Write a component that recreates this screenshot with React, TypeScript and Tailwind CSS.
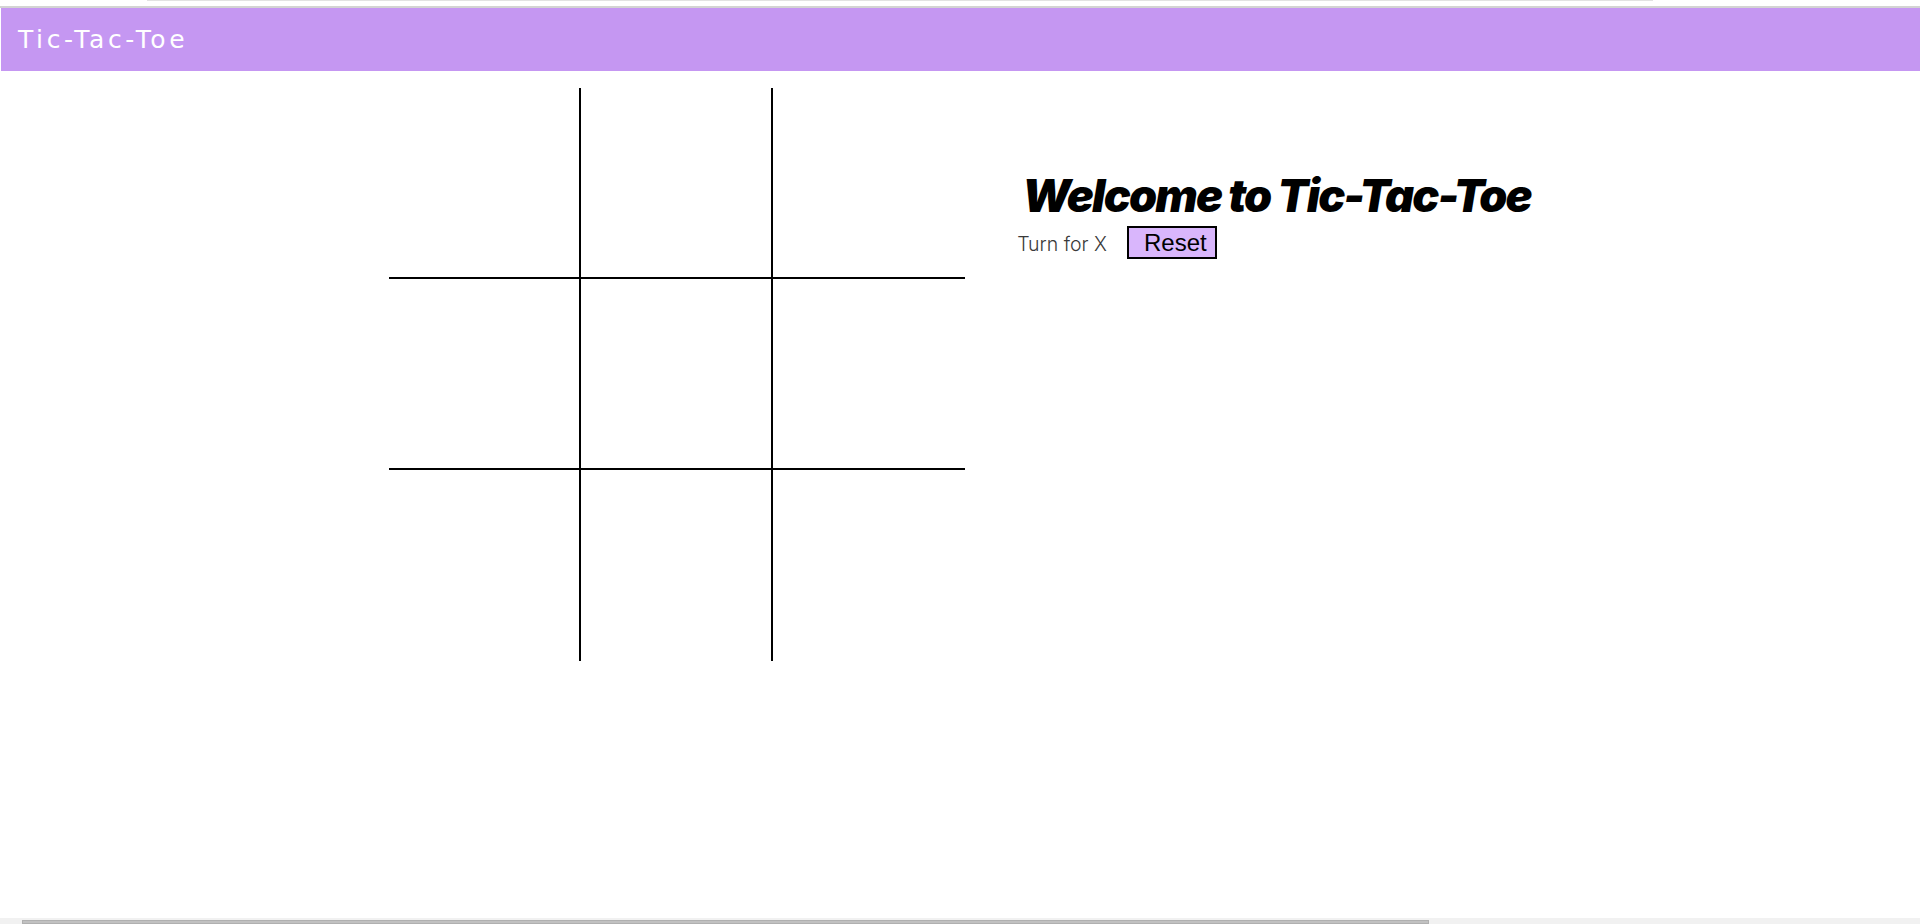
import React from 'react';

const cells = Array.from({ length: 9 }, (_, i) => i);

function Board() {
  return (
    <div className="grid grid-cols-[repeat(3,192px)] grid-rows-[repeat(3,191px)]">
      {cells.map((i) => {
        const col = i % 3;
        const row = Math.floor(i / 3);
        return (
          <div
            key={i}
            className={[
              'border-black',
              col < 2 ? 'border-r-2' : '',
              row < 2 ? 'border-b-2' : '',
            ].join(' ')}
          />
        );
      })}
    </div>
  );
}

export default function App() {
  return (
    <div className="h-screen flex flex-col overflow-hidden bg-white font-['Inter',sans-serif]">
      {/* browser chrome leftovers */}
      <div className="h-[6px] pl-[147px] pr-[267px]">
        <div className="h-px bg-[#e2e2e2]" />
      </div>
      <div className="h-[2px] bg-[#d3d3d3]" />

      <header className="ml-px h-[63px] bg-[#c597f2] flex items-center pl-[17px]">
        <span className="text-white text-[25px] font-['DejaVu_Sans',sans-serif] tracking-[3.6px]">Tic-Tac-Toe</span>
      </header>

      <main className="flex-1 flex justify-center items-start gap-[52px] pt-[17px]">
        <Board />
        <div className="pt-[82px] flex flex-col">
          <h1 className="text-[45px] leading-[52px] font-black italic tracking-[-1.8px] text-black pl-[5px]">
            Welcome to Tic-Tac-Toe
          </h1>
          <div className="flex items-center gap-[20px] mt-[4px]">
            <span className="text-[19.5px] font-light text-[#3a3a3a] pt-[4px]">Turn for X</span>
            <button className="bg-[#d9b6fc] border-2 border-black text-black text-[24px] leading-[29px] font-['Liberation_Sans',Arial,sans-serif] pl-[15px] pr-[8px]">
              Reset
            </button>
          </div>
        </div>
      </main>

      {/* horizontal scrollbar */}
      <div className="h-[6px] bg-[#f1f1f1] pt-[2px] pl-[22px]">
        <div className="h-[4px] w-[1407px] bg-[#c1c1c1] border border-[#b0b0b0]" />
      </div>
    </div>
  );
}
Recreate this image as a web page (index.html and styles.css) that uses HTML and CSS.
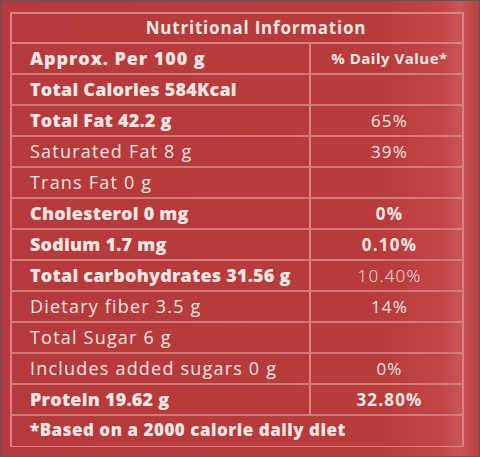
FILE: index.html
```html
<!DOCTYPE html>
<html lang="en">
<head>
    <meta charset="UTF-8">
    <title>Nutritional Information</title>
    <link rel="stylesheet" href="styles.css">
</head>
<body>
    <div class="frame">
        <div class="label">
            <div class="title">Nutritional Information</div>
            <div class="row head">
                <div class="name bold">Approx. Per 100 g</div>
                <div class="value dv">% Daily Value*</div>
            </div>
            <div class="row">
                <div class="name bold">Total Calories 584Kcal</div>
                <div class="value"></div>
            </div>
            <div class="row">
                <div class="name bold">Total Fat 42.2 g</div>
                <div class="value">65%</div>
            </div>
            <div class="row">
                <div class="name">Saturated Fat 8 g</div>
                <div class="value">39%</div>
            </div>
            <div class="row">
                <div class="name">Trans Fat 0 g</div>
                <div class="value"></div>
            </div>
            <div class="row">
                <div class="name bold">Cholesterol 0 mg</div>
                <div class="value bold">0%</div>
            </div>
            <div class="row">
                <div class="name bold">Sodium 1.7 mg</div>
                <div class="value bold">0.10%</div>
            </div>
            <div class="row">
                <div class="name bold">Total carbohydrates 31.56 g</div>
                <div class="value light">10.40%</div>
            </div>
            <div class="row">
                <div class="name">Dietary fiber 3.5 g</div>
                <div class="value">14%</div>
            </div>
            <div class="row">
                <div class="name">Total Sugar 6 g</div>
                <div class="value"></div>
            </div>
            <div class="row">
                <div class="name">Includes added sugars 0 g</div>
                <div class="value">0%</div>
            </div>
            <div class="row">
                <div class="name bold">Protein 19.62 g</div>
                <div class="value bold">32.80%</div>
            </div>
            <div class="footnote">*Based on a 2000 calorie daily diet</div>
        </div>
    </div>
</body>
</html>
```

FILE: styles.css
```css
* {
    margin: 0;
    padding: 0;
    box-sizing: border-box;
}

body {
    font-family: "Open Sans", "Liberation Sans", sans-serif;
    background: #5a5a5a;
    width: 480px;
    height: 457px;
    overflow: hidden;
}

.frame {
    width: 478px;
    height: 455px;
    margin: 1px 0 0 1px;
    padding: 11px 0 0 9px;
    background: linear-gradient(90deg, #b63a3b 0%, #b83c3c 80%, #c24646 92%, #c95454 96%, #bb4040 100%);
    color: #f5e6e2;
}

.label {
    width: 454px;
    border: 2px solid #d8837f;
    border-bottom-width: 1px;
}

.title {
    height: 30px;
    line-height: 28px;
    text-align: center;
    font-weight: 700;
    font-size: 17px;
    letter-spacing: 0.8px;
    padding-left: 38px;
    border-bottom: 2px solid #d8837f;
}

.row {
    display: grid;
    grid-template-columns: 297px 1fr;
    height: 31px;
    border-bottom: 2px solid #d27a76;
}

.name {
    padding-left: 18px;
    font-size: 18px;
    letter-spacing: 1.2px;
    line-height: 29px;
    white-space: nowrap;
}

.value {
    border-left: 2px solid #d8837f;
    text-align: center;
    font-size: 17px;
    letter-spacing: 1.2px;
    line-height: 29px;
    padding-left: 6px;
}

.name.bold {
    font-weight: 800;
    letter-spacing: 0.2px;
}

.head .name.bold {
    letter-spacing: 0.9px;
}

.bold {
    font-weight: 700;
}

.light {
    font-weight: 300;
}

.dv {
    font-weight: 700;
    font-size: 15px;
    letter-spacing: 0.5px;
}

.footnote {
    height: 30px;
    line-height: 28px;
    padding-left: 18px;
    font-weight: 800;
    font-size: 17px;
    letter-spacing: 0.5px;
}
```
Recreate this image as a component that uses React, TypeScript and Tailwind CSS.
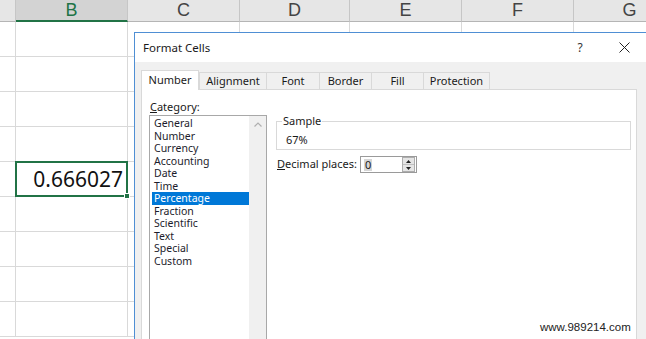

▬▬▬▬▬▬

Working from the lines above, reproduce the material exactly and exclude its pictures.

Write a component that recreates this screenshot with React, TypeScript and Tailwind CSS.
import React from 'react';

const cells = Array.from({ length: 9 }, (_, i) => i);

function Board() {
  return (
    <div className="grid grid-cols-[repeat(3,192px)] grid-rows-[repeat(3,191px)]">
      {cells.map((i) => {
        const col = i % 3;
        const row = Math.floor(i / 3);
        return (
          <div
            key={i}
            className={[
              'border-black',
              col < 2 ? 'border-r-2' : '',
              row < 2 ? 'border-b-2' : '',
            ].join(' ')}
          />
        );
      })}
    </div>
  );
}

export default function App() {
  return (
    <div className="h-screen flex flex-col overflow-hidden bg-white font-['Inter',sans-serif]">
      {/* browser chrome leftovers */}
      <div className="h-[6px] pl-[147px] pr-[267px]">
        <div className="h-px bg-[#e2e2e2]" />
      </div>
      <div className="h-[2px] bg-[#d3d3d3]" />

      <header className="ml-px h-[63px] bg-[#c597f2] flex items-center pl-[17px]">
        <span className="text-white text-[25px] font-['DejaVu_Sans',sans-serif] tracking-[3.6px]">Tic-Tac-Toe</span>
      </header>

      <main className="flex-1 flex justify-center items-start gap-[52px] pt-[17px]">
        <Board />
        <div className="pt-[82px] flex flex-col">
          <h1 className="text-[45px] leading-[52px] font-black italic tracking-[-1.8px] text-black pl-[5px]">
            Welcome to Tic-Tac-Toe
          </h1>
          <div className="flex items-center gap-[20px] mt-[4px]">
            <span className="text-[19.5px] font-light text-[#3a3a3a] pt-[4px]">Turn for X</span>
            <button className="bg-[#d9b6fc] border-2 border-black text-black text-[24px] leading-[29px] font-['Liberation_Sans',Arial,sans-serif] pl-[15px] pr-[8px]">
              Reset
            </button>
          </div>
        </div>
      </main>

      {/* horizontal scrollbar */}
      <div className="h-[6px] bg-[#f1f1f1] pt-[2px] pl-[22px]">
        <div className="h-[4px] w-[1407px] bg-[#c1c1c1] border border-[#b0b0b0]" />
      </div>
    </div>
  );
}
Recreate this image as a web page (index.html and styles.css) that uses HTML and CSS.
FILE: index.html
```html
<!DOCTYPE html>
<html lang="en">
<head>
    <meta charset="UTF-8">
    <title>Nutritional Information</title>
    <link rel="stylesheet" href="styles.css">
</head>
<body>
    <div class="frame">
        <div class="label">
            <div class="title">Nutritional Information</div>
            <div class="row head">
                <div class="name bold">Approx. Per 100 g</div>
                <div class="value dv">% Daily Value*</div>
            </div>
            <div class="row">
                <div class="name bold">Total Calories 584Kcal</div>
                <div class="value"></div>
            </div>
            <div class="row">
                <div class="name bold">Total Fat 42.2 g</div>
                <div class="value">65%</div>
            </div>
            <div class="row">
                <div class="name">Saturated Fat 8 g</div>
                <div class="value">39%</div>
            </div>
            <div class="row">
                <div class="name">Trans Fat 0 g</div>
                <div class="value"></div>
            </div>
            <div class="row">
                <div class="name bold">Cholesterol 0 mg</div>
                <div class="value bold">0%</div>
            </div>
            <div class="row">
                <div class="name bold">Sodium 1.7 mg</div>
                <div class="value bold">0.10%</div>
            </div>
            <div class="row">
                <div class="name bold">Total carbohydrates 31.56 g</div>
                <div class="value light">10.40%</div>
            </div>
            <div class="row">
                <div class="name">Dietary fiber 3.5 g</div>
                <div class="value">14%</div>
            </div>
            <div class="row">
                <div class="name">Total Sugar 6 g</div>
                <div class="value"></div>
            </div>
            <div class="row">
                <div class="name">Includes added sugars 0 g</div>
                <div class="value">0%</div>
            </div>
            <div class="row">
                <div class="name bold">Protein 19.62 g</div>
                <div class="value bold">32.80%</div>
            </div>
            <div class="footnote">*Based on a 2000 calorie daily diet</div>
        </div>
    </div>
</body>
</html>
```

FILE: styles.css
```css
* {
    margin: 0;
    padding: 0;
    box-sizing: border-box;
}

body {
    font-family: "Open Sans", "Liberation Sans", sans-serif;
    background: #5a5a5a;
    width: 480px;
    height: 457px;
    overflow: hidden;
}

.frame {
    width: 478px;
    height: 455px;
    margin: 1px 0 0 1px;
    padding: 11px 0 0 9px;
    background: linear-gradient(90deg, #b63a3b 0%, #b83c3c 80%, #c24646 92%, #c95454 96%, #bb4040 100%);
    color: #f5e6e2;
}

.label {
    width: 454px;
    border: 2px solid #d8837f;
    border-bottom-width: 1px;
}

.title {
    height: 30px;
    line-height: 28px;
    text-align: center;
    font-weight: 700;
    font-size: 17px;
    letter-spacing: 0.8px;
    padding-left: 38px;
    border-bottom: 2px solid #d8837f;
}

.row {
    display: grid;
    grid-template-columns: 297px 1fr;
    height: 31px;
    border-bottom: 2px solid #d27a76;
}

.name {
    padding-left: 18px;
    font-size: 18px;
    letter-spacing: 1.2px;
    line-height: 29px;
    white-space: nowrap;
}

.value {
    border-left: 2px solid #d8837f;
    text-align: center;
    font-size: 17px;
    letter-spacing: 1.2px;
    line-height: 29px;
    padding-left: 6px;
}

.name.bold {
    font-weight: 800;
    letter-spacing: 0.2px;
}

.head .name.bold {
    letter-spacing: 0.9px;
}

.bold {
    font-weight: 700;
}

.light {
    font-weight: 300;
}

.dv {
    font-weight: 700;
    font-size: 15px;
    letter-spacing: 0.5px;
}

.footnote {
    height: 30px;
    line-height: 28px;
    padding-left: 18px;
    font-weight: 800;
    font-size: 17px;
    letter-spacing: 0.5px;
}
```
Recreate this image as a component that uses React, TypeScript and Tailwind CSS.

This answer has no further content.